◆ Task instructions
Your task is to repeat all of the data exactly while excluding the pictures.

◆ ◆ ◆ ◆ ◆

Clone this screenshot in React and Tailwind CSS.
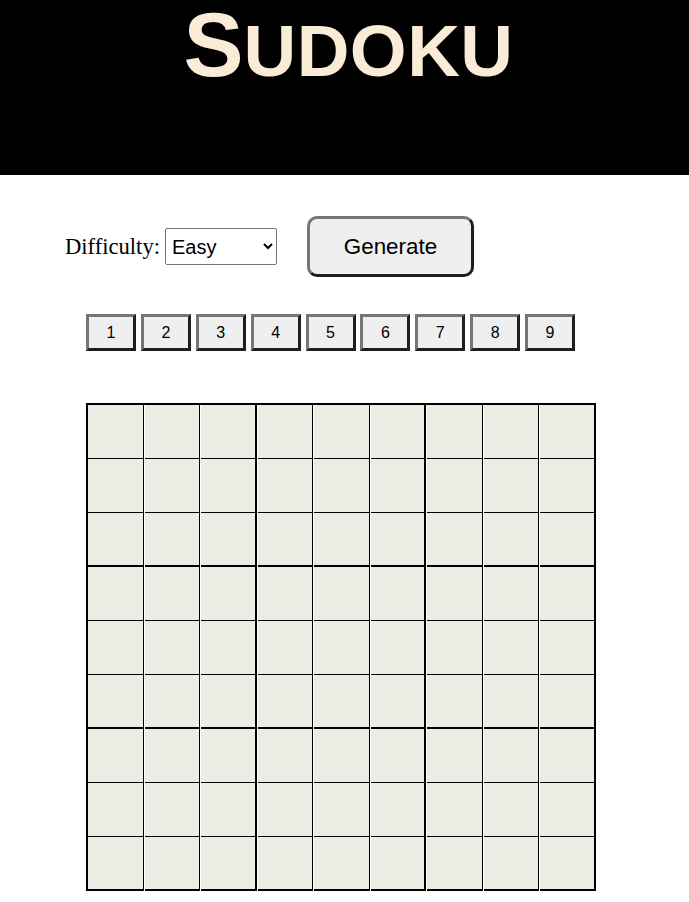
import React from "react";

const SANS = "font-['Liberation_Sans',Arial,sans-serif]";

export default function App() {
  const digits = [1, 2, 3, 4, 5, 6, 7, 8, 9];
  const cells = Array.from({ length: 81 }, (_, i) => i);
  return (
    <div className="min-h-[902px] w-[689px] bg-white">
      <header className="h-[175px] bg-black pl-[8px] pt-[2px]">
        <h1
          className={`${SANS} text-center font-bold leading-[0.97] text-[#faebd7] text-[90px]`}
        >
          S<span className="text-[73px] tracking-[0.5px]">UDOKU</span>
        </h1>
      </header>

      <div className="mt-[41px] flex items-center pl-[65px]">
        <label className="font-['Liberation_Serif','Times_New_Roman',serif] text-[22.6px] text-black">
          Difficulty:
        </label>
        <select
          defaultValue="Easy"
          className={`${SANS} ml-[5px] h-[37px] w-[112px] rounded-[2px] border border-[#767676] bg-white pl-[2px] text-[20px] text-black`}
        >
          <option>Easy</option>
          <option>Medium</option>
          <option>Hard</option>
        </select>
        <button
          className={`${SANS} ml-[30px] h-[61px] w-[167px] rounded-[10px] border-[3px] border-t-[#767676] border-l-[#767676] border-r-[#1f1f1f] border-b-[#1f1f1f] bg-[#efefef] text-[22.4px] text-black`}
        >
          Generate
        </button>
      </div>

      <div className="mt-[37px] flex gap-[4.875px] pl-[86px]">
        {digits.map((d) => (
          <button
            key={d}
            className={`${SANS} h-[37px] w-[50px] border-[3px] border-t-[#767676] border-l-[#767676] border-r-[#1f1f1f] border-b-[#1f1f1f] bg-[#efefef] text-[16px] text-black`}
          >
            {d}
          </button>
        ))}
      </div>

      <div className="ml-[86px] mt-[52px] w-[510px] border-l-2 border-t-2 border-black bg-white">
        <div className="grid grid-cols-9 gap-x-px">
          {cells.map((i) => {
            const c = i % 9;
            const r = Math.floor(i / 9);
            const thickR = c === 2 || c === 5 || c === 8;
            const thickB = r === 2 || r === 5 || r === 8;
            return (
              <div
                key={i}
                className={`h-[54px] border-black bg-[#ecece4] ${
                  thickR ? "border-r-2" : "border-r"
                } ${thickB ? "border-b-2" : "border-b"}`}
              />
            );
          })}
        </div>
      </div>
    </div>
  );
}
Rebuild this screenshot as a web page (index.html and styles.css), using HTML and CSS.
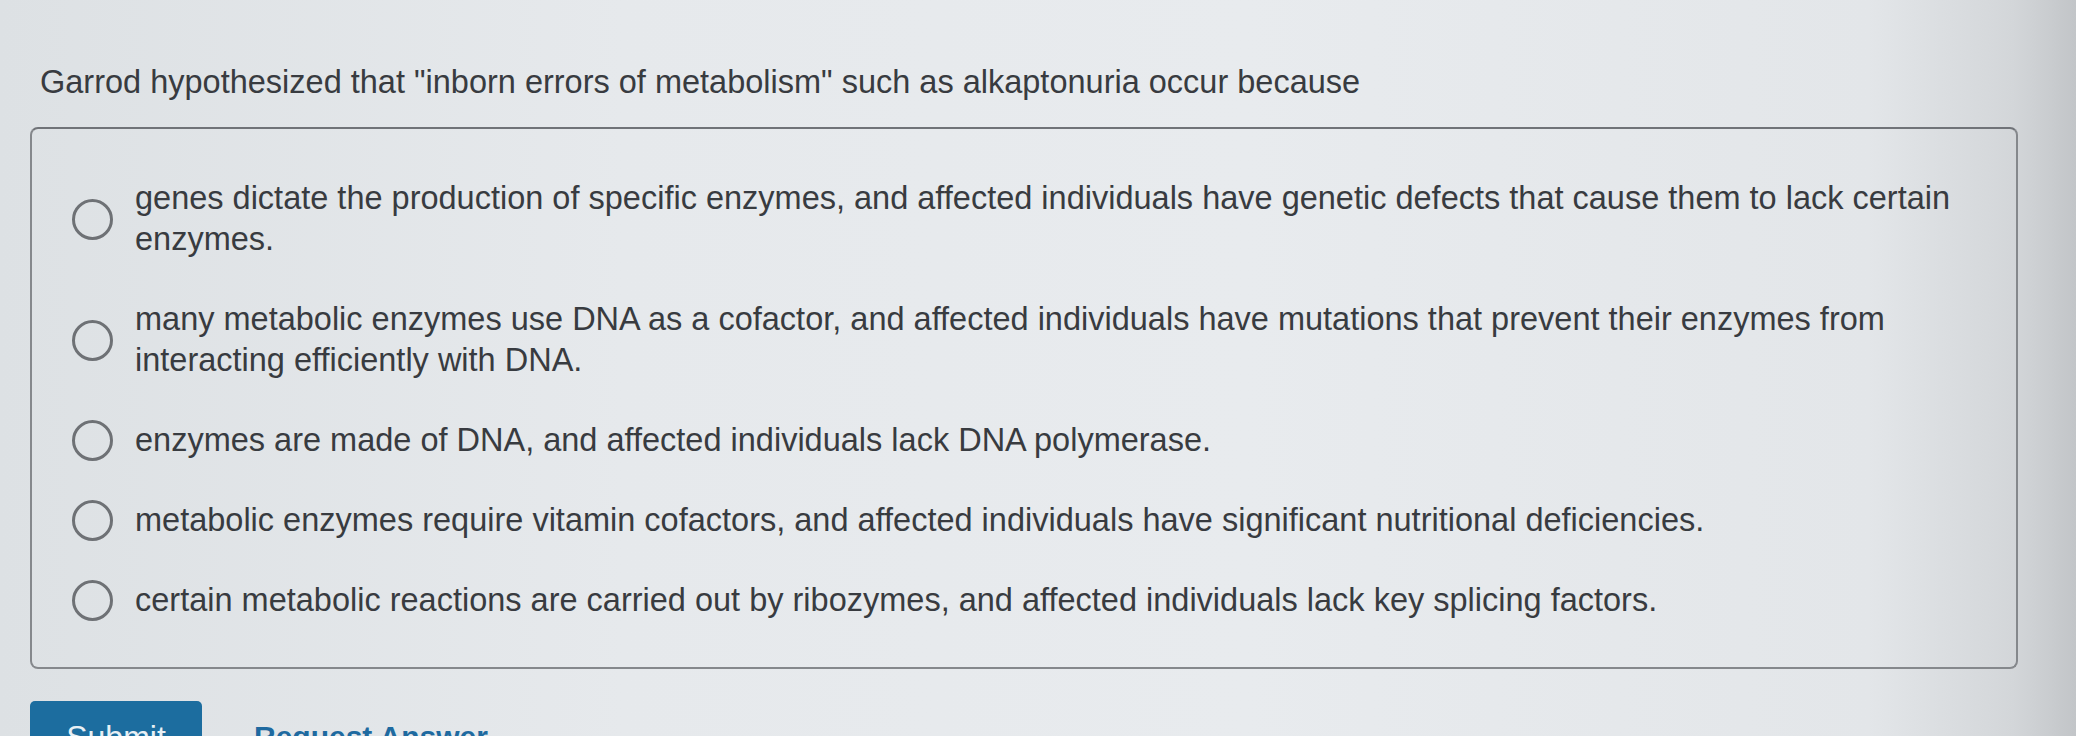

◆ ◆ ◆ ◆ ◆

◆ Task solution
Clone this screenshot in React and Tailwind CSS.
import React from "react";

const SANS = "font-['Liberation_Sans',Arial,sans-serif]";

export default function App() {
  const digits = [1, 2, 3, 4, 5, 6, 7, 8, 9];
  const cells = Array.from({ length: 81 }, (_, i) => i);
  return (
    <div className="min-h-[902px] w-[689px] bg-white">
      <header className="h-[175px] bg-black pl-[8px] pt-[2px]">
        <h1
          className={`${SANS} text-center font-bold leading-[0.97] text-[#faebd7] text-[90px]`}
        >
          S<span className="text-[73px] tracking-[0.5px]">UDOKU</span>
        </h1>
      </header>

      <div className="mt-[41px] flex items-center pl-[65px]">
        <label className="font-['Liberation_Serif','Times_New_Roman',serif] text-[22.6px] text-black">
          Difficulty:
        </label>
        <select
          defaultValue="Easy"
          className={`${SANS} ml-[5px] h-[37px] w-[112px] rounded-[2px] border border-[#767676] bg-white pl-[2px] text-[20px] text-black`}
        >
          <option>Easy</option>
          <option>Medium</option>
          <option>Hard</option>
        </select>
        <button
          className={`${SANS} ml-[30px] h-[61px] w-[167px] rounded-[10px] border-[3px] border-t-[#767676] border-l-[#767676] border-r-[#1f1f1f] border-b-[#1f1f1f] bg-[#efefef] text-[22.4px] text-black`}
        >
          Generate
        </button>
      </div>

      <div className="mt-[37px] flex gap-[4.875px] pl-[86px]">
        {digits.map((d) => (
          <button
            key={d}
            className={`${SANS} h-[37px] w-[50px] border-[3px] border-t-[#767676] border-l-[#767676] border-r-[#1f1f1f] border-b-[#1f1f1f] bg-[#efefef] text-[16px] text-black`}
          >
            {d}
          </button>
        ))}
      </div>

      <div className="ml-[86px] mt-[52px] w-[510px] border-l-2 border-t-2 border-black bg-white">
        <div className="grid grid-cols-9 gap-x-px">
          {cells.map((i) => {
            const c = i % 9;
            const r = Math.floor(i / 9);
            const thickR = c === 2 || c === 5 || c === 8;
            const thickB = r === 2 || r === 5 || r === 8;
            return (
              <div
                key={i}
                className={`h-[54px] border-black bg-[#ecece4] ${
                  thickR ? "border-r-2" : "border-r"
                } ${thickB ? "border-b-2" : "border-b"}`}
              />
            );
          })}
        </div>
      </div>
    </div>
  );
}
Rebuild this screenshot as a web page (index.html and styles.css), using HTML and CSS.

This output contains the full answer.